Tuesday, December 10, 2013

Smartphones - cutting the tumor from dekstop gaming?

The living death of MMOs, though the particulars vary, has featured as a core constant the downward slide into what I and many other angry nerds have for years called slot-machine gameplay. With Lineage, Diablo 2, Everquest and especially WoW, companies marketed the most simplistic endorphin boost through operant conditioning: loot drops. Simplistic, mindless actions, repeated endlessly, become addictive through the random pay-off of an apparent increase in wealth or social status. The shiny sword acquired by hitting goblin #462 over the head with a magic sword is addictive for the same reasons as the clink of coins in a Las Vegas slot machine after 462 pulls of the lever.

Recently, it was suggested to me that games made for mobile devices, in their accessibility and mind-numbingly addictive simplicity, their sheer limbic pay-off per joule of cerebral investment, represent the death of games. I offer a dissenting scenario. Computer games have, for one thing, always coexisted with their prettier but more simplistic console counterparts, the bimbos of electronic gaming. Most of us grew up with plenty of opportunities to jump through hoops as Sonic the hedgehog, yet at some point some of us decided we'd rather, say, amass a few tank battalions in Command and Conquer. Even from the depths of our own beloved desktop computers beckon the likes of Solitaire or Minesweeper and yet we still sought more. Computer games have as a rule simply addressed a marginally more ambitious demographic.

The internet changed all that. Most online games have been best played on desktop computers, as a rule.
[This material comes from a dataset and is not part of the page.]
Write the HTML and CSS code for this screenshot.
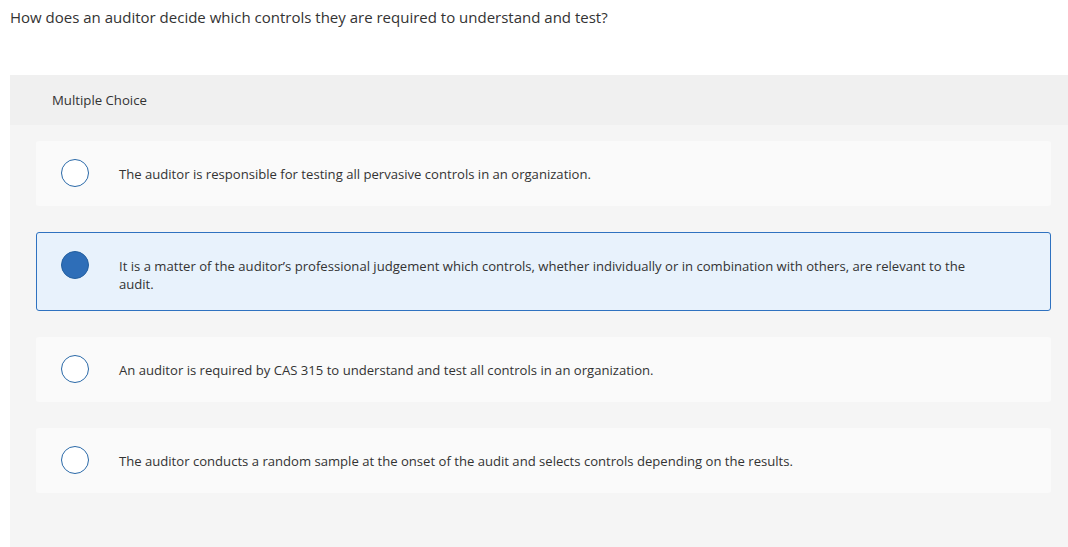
FILE: index.html
```html
<!DOCTYPE html>
<html lang="en">
<head>
    <meta charset="UTF-8">
    <title>Multiple Choice</title>
    <link rel="stylesheet" href="styles.css">
</head>
<body>
<div class="question">How does an auditor decide which controls they are required to understand and test?</div>
<div class="panel">
    <div class="panel-head">Multiple Choice</div>
    <ul class="choices">
        <li class="choice">
            <span class="radio"></span>
            <span class="choice-text">The auditor is responsible for testing all pervasive controls in an organization.</span>
        </li>
        <li class="choice selected">
            <span class="radio"></span>
            <span class="choice-text">It is a matter of the auditor’s professional judgement which controls, whether individually or in combination with others, are relevant to the audit.</span>
        </li>
        <li class="choice">
            <span class="radio"></span>
            <span class="choice-text">An auditor is required by CAS 315 to understand and test all controls in an organization.</span>
        </li>
        <li class="choice">
            <span class="radio"></span>
            <span class="choice-text">The auditor conducts a random sample at the onset of the audit and selects controls depending on the results.</span>
        </li>
    </ul>
</div>
</body>
</html>
```

FILE: styles.css
```css
body, ul, li {
    margin: 0;
    padding: 0;
    list-style: none;
}

body {
    font-family: "Open Sans", "Liberation Sans", sans-serif;
    color: #333;
    background: #fff;
    overflow: hidden;
}

.question {
    font-size: 15px;
    line-height: 18px;
    padding: 8px 10px 0;
    height: 75px;
    box-sizing: border-box;
}

.panel {
    margin-left: 10px;
    background: #f5f5f5;
    height: 480px;
}

.panel-head {
    height: 50px;
    line-height: 50px;
    padding-left: 42px;
    font-size: 13.2px;
    background: #f0f0f0;
}

.choices {
    padding: 16px 17px 0 26px;
}

.choice {
    display: flex;
    align-items: flex-start;
    background: #fafafa;
    border-radius: 3px;
    padding: 18px 20px 19px 25px;
    margin-bottom: 26px;
    font-size: 13.1px;
    line-height: 18px;
}

.choice.selected {
    background: #e8f2fc;
    border: 1px solid #2f72c0;
    padding: 18px 20px 17px 24px;
}

.radio {
    flex: none;
    width: 26px;
    height: 26px;
    border: 1px solid #2a69a8;
    border-radius: 50%;
    background: #fff;
}

.selected .radio {
    background: #2e6eb8;
    border-color: #235f9f;
}

.choice-text {
    margin: 6px 0 0 30px;
    padding-right: 60px;
}
```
The internet has been, until only the most recent couple of years, a predominantly "desktop" feature - despite growing numbers of WiFi hotspots. A side-effect relevant to this discussion was the conflation of online games with purely social online activity. The draw of the internet itself brought the mass market in, and the mass market demanded that gameplay be simplified to their hoop-jumping, slot-jockey tastes. Single-player games were in turn tainted by association, through "competitive" multiplayer gimmick runoff like achievements or static levelling. The crux of the matter, however, is still the multiplayer market. As long as the mass-market infection continues, it will easily drown out the feeble cries of us few nerds who pine for the days when we'd lock ourselves in dark rooms to slay goblins for the joy of goblin-slaying and not to fill a goblin-slaying quota for a Steam achievement.
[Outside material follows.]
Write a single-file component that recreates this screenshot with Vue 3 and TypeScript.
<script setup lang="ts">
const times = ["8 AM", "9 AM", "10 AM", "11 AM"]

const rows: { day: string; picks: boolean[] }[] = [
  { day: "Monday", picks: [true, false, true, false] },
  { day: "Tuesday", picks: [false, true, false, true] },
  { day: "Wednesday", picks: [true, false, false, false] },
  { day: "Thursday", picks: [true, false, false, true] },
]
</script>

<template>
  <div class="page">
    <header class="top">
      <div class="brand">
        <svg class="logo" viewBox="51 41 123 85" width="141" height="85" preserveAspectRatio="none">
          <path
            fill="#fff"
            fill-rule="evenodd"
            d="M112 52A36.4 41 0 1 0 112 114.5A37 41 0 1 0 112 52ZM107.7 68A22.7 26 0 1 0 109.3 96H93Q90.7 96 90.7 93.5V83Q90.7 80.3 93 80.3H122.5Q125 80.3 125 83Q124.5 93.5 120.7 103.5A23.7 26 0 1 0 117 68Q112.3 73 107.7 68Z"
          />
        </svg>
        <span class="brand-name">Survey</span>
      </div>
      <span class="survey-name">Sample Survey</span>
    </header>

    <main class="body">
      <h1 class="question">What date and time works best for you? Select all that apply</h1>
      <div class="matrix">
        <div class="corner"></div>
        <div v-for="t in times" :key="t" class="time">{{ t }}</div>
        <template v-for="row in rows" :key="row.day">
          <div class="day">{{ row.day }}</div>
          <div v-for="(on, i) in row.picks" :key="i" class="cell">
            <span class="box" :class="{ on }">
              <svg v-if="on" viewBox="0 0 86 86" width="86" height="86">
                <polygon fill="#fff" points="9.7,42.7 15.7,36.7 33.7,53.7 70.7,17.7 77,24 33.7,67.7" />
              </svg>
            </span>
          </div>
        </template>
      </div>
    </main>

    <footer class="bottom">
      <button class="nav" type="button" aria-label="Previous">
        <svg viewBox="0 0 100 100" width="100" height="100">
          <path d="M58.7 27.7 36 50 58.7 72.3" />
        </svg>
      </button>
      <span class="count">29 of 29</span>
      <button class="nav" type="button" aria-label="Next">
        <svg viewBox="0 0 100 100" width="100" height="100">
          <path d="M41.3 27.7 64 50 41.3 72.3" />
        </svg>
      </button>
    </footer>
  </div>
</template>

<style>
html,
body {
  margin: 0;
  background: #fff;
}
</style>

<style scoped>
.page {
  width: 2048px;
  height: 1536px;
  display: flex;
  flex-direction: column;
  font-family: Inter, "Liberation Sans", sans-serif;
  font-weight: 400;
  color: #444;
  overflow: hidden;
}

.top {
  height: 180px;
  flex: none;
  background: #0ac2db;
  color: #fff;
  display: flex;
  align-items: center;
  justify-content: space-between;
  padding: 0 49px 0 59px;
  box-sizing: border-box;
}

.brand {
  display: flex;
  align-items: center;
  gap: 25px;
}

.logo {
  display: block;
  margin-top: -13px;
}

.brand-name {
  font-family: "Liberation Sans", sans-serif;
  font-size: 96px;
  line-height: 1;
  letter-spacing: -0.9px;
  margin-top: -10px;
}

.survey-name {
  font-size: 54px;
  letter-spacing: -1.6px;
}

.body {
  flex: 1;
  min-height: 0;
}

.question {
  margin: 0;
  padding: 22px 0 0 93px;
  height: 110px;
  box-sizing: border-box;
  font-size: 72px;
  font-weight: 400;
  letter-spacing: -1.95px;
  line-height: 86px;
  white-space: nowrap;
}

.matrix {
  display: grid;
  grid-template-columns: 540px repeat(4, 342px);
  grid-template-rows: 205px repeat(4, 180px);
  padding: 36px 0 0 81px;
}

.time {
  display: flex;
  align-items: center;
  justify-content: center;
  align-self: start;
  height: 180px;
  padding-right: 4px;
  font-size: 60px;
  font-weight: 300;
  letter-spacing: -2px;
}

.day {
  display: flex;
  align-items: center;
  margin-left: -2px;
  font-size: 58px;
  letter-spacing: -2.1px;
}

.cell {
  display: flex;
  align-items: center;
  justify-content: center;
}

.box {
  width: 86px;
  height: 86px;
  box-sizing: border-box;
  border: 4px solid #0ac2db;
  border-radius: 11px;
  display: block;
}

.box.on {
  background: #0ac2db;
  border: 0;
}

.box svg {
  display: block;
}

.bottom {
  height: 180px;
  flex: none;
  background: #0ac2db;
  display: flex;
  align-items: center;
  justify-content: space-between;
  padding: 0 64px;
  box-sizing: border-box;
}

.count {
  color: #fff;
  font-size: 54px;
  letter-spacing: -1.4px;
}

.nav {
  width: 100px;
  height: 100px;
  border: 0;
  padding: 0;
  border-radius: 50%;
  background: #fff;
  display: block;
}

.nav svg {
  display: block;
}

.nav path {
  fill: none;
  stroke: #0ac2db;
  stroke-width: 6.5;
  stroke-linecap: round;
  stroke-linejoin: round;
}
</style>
It may be the tumor is deadly seeing it has, as I mentioned, already metastasized from MMOs to other genres. However, there's another possibility. The mass market did not invade computer games for the love of playing games on computers. They always wanted only the simplistic slot-machine gameplay they could get anywhere else, but in a medium which allowed them to form social hierarchies around it. They wanted to pull at that one-armed bandit not by themselves with a handheld game, but with an opportunity to have their skill at lever-pulling witnessed by the entire world.

And the accessibility of tablets and smartphones can fit this role much better. They offer dick-measuring in a more accessible form. The average morons never wanted an MMO. They wanted Pong with character levels in a global stadium, and now that mobile, networked devices are so prevalent, they can get it without sitting at a desk. Fruit Ninja might seem like a problem, but it can provide precisely the sort of breathing room much better computer games need. As simplistic mobile games acquire fancier graphics and more reliable internet support, they might draw in those players who just want simplistic gameplay with bragging rights attached - and draw them away from say, strategy or roleplaying games.

It will mean a shrinking of the market for desktop games, yes, and that's good. We should be praying that the marching morons abandon computer games, and leave them to the same crowd who got drawn in because the complexity of gameplay afforded by a mouse and keyboard trumped the simple animalistic joy of Mortal Kombat. Let's hope they'll soon be able to get their Achievement fix on phones and wander off. Then maybe the voice of we few who have little interest in ninja-ing fruit and who outgrew Mario and Sonic's antics can once again be heard in what used to be our niche market.

Let's hope the new wave of networked slot-machines, twitch-swiping and button-mashing will remove the incentive for strategy and RPGs to cater to those tastes, and relegate those genres once again to their proper role as the "artsy" nerdy fringe of electronic gaming. And from there, we can grow once again into the proper concept of an MMO.